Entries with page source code
◆ ◆ ◆

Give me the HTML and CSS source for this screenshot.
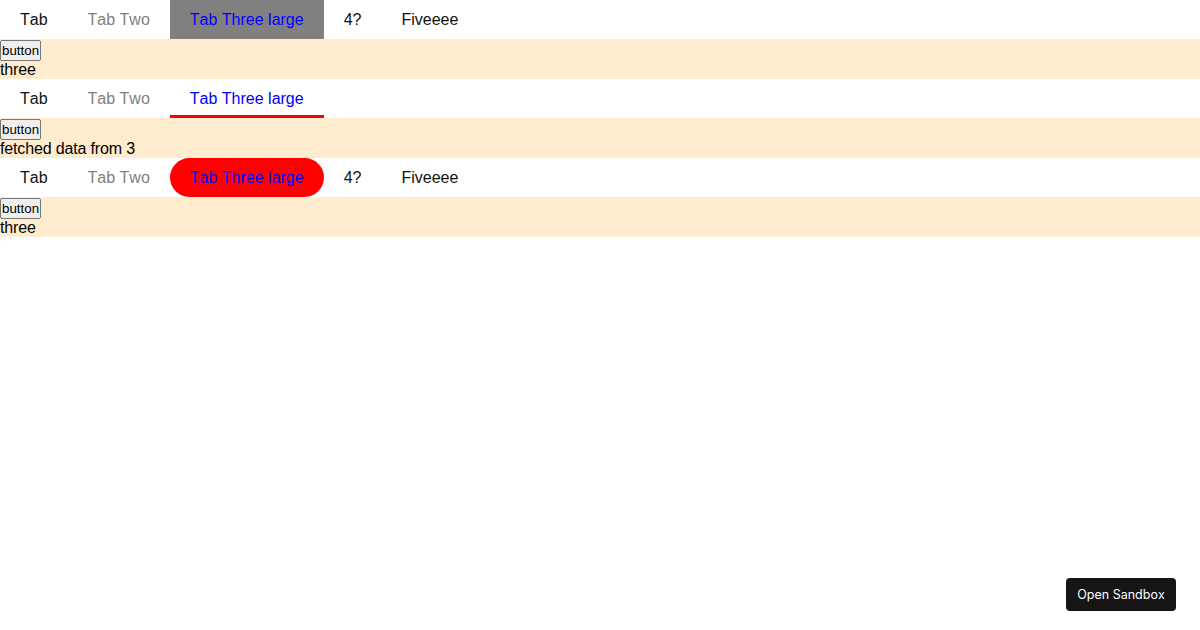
FILE: index.html
```html
<!DOCTYPE html>
<html lang="en">
<head>
  <meta charset="UTF-8">
  <title>Tabs</title>
  <link rel="stylesheet" href="styles.css">
</head>
<body>

  <!-- plain background tabs -->
  <div class="tabs tabs-bg">
    <div class="tab-list">
      <span class="tab">Tab</span>
      <span class="tab tab-disabled">Tab Two</span>
      <span class="tab tab-selected">Tab Three large</span>
      <span class="tab">4?</span>
      <span class="tab">Fiveeee</span>
    </div>
    <div class="tab-panel">
      <div><button>button</button></div>
      <div>three</div>
    </div>
  </div>

  <!-- underline tabs -->
  <div class="tabs tabs-line">
    <div class="tab-list">
      <span class="tab">Tab</span>
      <span class="tab tab-disabled">Tab Two</span>
      <span class="tab tab-selected">Tab Three large</span>
    </div>
    <div class="tab-panel">
      <div><button>button</button></div>
      <div>fetched data from 3</div>
    </div>
  </div>

  <!-- pill tabs -->
  <div class="tabs tabs-pill">
    <div class="tab-list">
      <span class="tab">Tab</span>
      <span class="tab tab-disabled">Tab Two</span>
      <span class="tab tab-selected">Tab Three large</span>
      <span class="tab">4?</span>
      <span class="tab">Fiveeee</span>
    </div>
    <div class="tab-panel">
      <div><button>button</button></div>
      <div>three</div>
    </div>
  </div>

  <a href="#" class="sandbox-btn">Open Sandbox</a>

</body>
</html>
```

FILE: styles.css
```css
body {
  margin: 0;
  font-family: "Liberation Sans", Arial, sans-serif;
  font-size: 16px;
  font-kerning: none;
  color: #000;
  background: #fff;
}

.tab-list {
  display: flex;
  height: 39px;
}

.tab {
  display: flex;
  align-items: center;
  padding: 0 20px;
  color: #111;
  cursor: pointer;
}

.tab-disabled {
  color: #808080;
}

.tab-selected {
  color: #0000ff;
}

.tabs-bg .tab-selected {
  background-color: #808080;
}

.tabs-line .tab-selected {
  box-shadow: inset 0 -3px 0 #ff0000;
}

.tabs-pill .tab-selected {
  background-color: #ff0000;
  border-radius: 20px;
}

.tab-panel {
  background-color: #ffebcd;
  height: 40px;
  letter-spacing: -0.15px;
}

.tab-panel button {
  font-family: "Liberation Sans", Arial, sans-serif;
  font-size: 13.33px;
  letter-spacing: 0;
  margin: 1px 0 0;
  padding: 2px 1px;
  border: 1px solid #767676;
  border-radius: 2px;
  background: #efefef;
  color: #000;
}

.sandbox-btn {
  position: fixed;
  right: 24px;
  bottom: 19px;
  width: 110px;
  height: 33px;
  display: flex;
  align-items: center;
  justify-content: center;
  background-color: #151515;
  color: #fff;
  font-family: Inter, "Liberation Sans", sans-serif;
  font-size: 12.5px;
  border-radius: 4px;
  text-decoration: none;
}
```
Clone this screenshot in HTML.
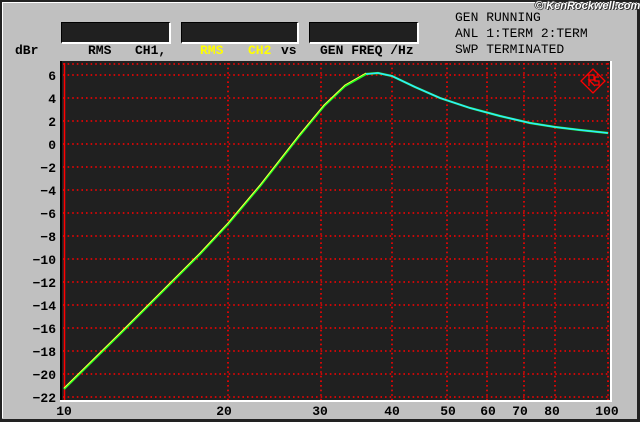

◆ ◆ ◆

Give back the entries verbatim. Do not include any picture.

◆ EXPECTED OUTPUT ◆
Give me the HTML and CSS source for this screenshot.
FILE: index.html
```html
<!DOCTYPE html>
<html lang="en">
<head>
  <meta charset="UTF-8">
  <title>Tabs</title>
  <link rel="stylesheet" href="styles.css">
</head>
<body>

  <!-- plain background tabs -->
  <div class="tabs tabs-bg">
    <div class="tab-list">
      <span class="tab">Tab</span>
      <span class="tab tab-disabled">Tab Two</span>
      <span class="tab tab-selected">Tab Three large</span>
      <span class="tab">4?</span>
      <span class="tab">Fiveeee</span>
    </div>
    <div class="tab-panel">
      <div><button>button</button></div>
      <div>three</div>
    </div>
  </div>

  <!-- underline tabs -->
  <div class="tabs tabs-line">
    <div class="tab-list">
      <span class="tab">Tab</span>
      <span class="tab tab-disabled">Tab Two</span>
      <span class="tab tab-selected">Tab Three large</span>
    </div>
    <div class="tab-panel">
      <div><button>button</button></div>
      <div>fetched data from 3</div>
    </div>
  </div>

  <!-- pill tabs -->
  <div class="tabs tabs-pill">
    <div class="tab-list">
      <span class="tab">Tab</span>
      <span class="tab tab-disabled">Tab Two</span>
      <span class="tab tab-selected">Tab Three large</span>
      <span class="tab">4?</span>
      <span class="tab">Fiveeee</span>
    </div>
    <div class="tab-panel">
      <div><button>button</button></div>
      <div>three</div>
    </div>
  </div>

  <a href="#" class="sandbox-btn">Open Sandbox</a>

</body>
</html>
```

FILE: styles.css
```css
body {
  margin: 0;
  font-family: "Liberation Sans", Arial, sans-serif;
  font-size: 16px;
  font-kerning: none;
  color: #000;
  background: #fff;
}

.tab-list {
  display: flex;
  height: 39px;
}

.tab {
  display: flex;
  align-items: center;
  padding: 0 20px;
  color: #111;
  cursor: pointer;
}

.tab-disabled {
  color: #808080;
}

.tab-selected {
  color: #0000ff;
}

.tabs-bg .tab-selected {
  background-color: #808080;
}

.tabs-line .tab-selected {
  box-shadow: inset 0 -3px 0 #ff0000;
}

.tabs-pill .tab-selected {
  background-color: #ff0000;
  border-radius: 20px;
}

.tab-panel {
  background-color: #ffebcd;
  height: 40px;
  letter-spacing: -0.15px;
}

.tab-panel button {
  font-family: "Liberation Sans", Arial, sans-serif;
  font-size: 13.33px;
  letter-spacing: 0;
  margin: 1px 0 0;
  padding: 2px 1px;
  border: 1px solid #767676;
  border-radius: 2px;
  background: #efefef;
  color: #000;
}

.sandbox-btn {
  position: fixed;
  right: 24px;
  bottom: 19px;
  width: 110px;
  height: 33px;
  display: flex;
  align-items: center;
  justify-content: center;
  background-color: #151515;
  color: #fff;
  font-family: Inter, "Liberation Sans", sans-serif;
  font-size: 12.5px;
  border-radius: 4px;
  text-decoration: none;
}
```
Clone this screenshot in HTML.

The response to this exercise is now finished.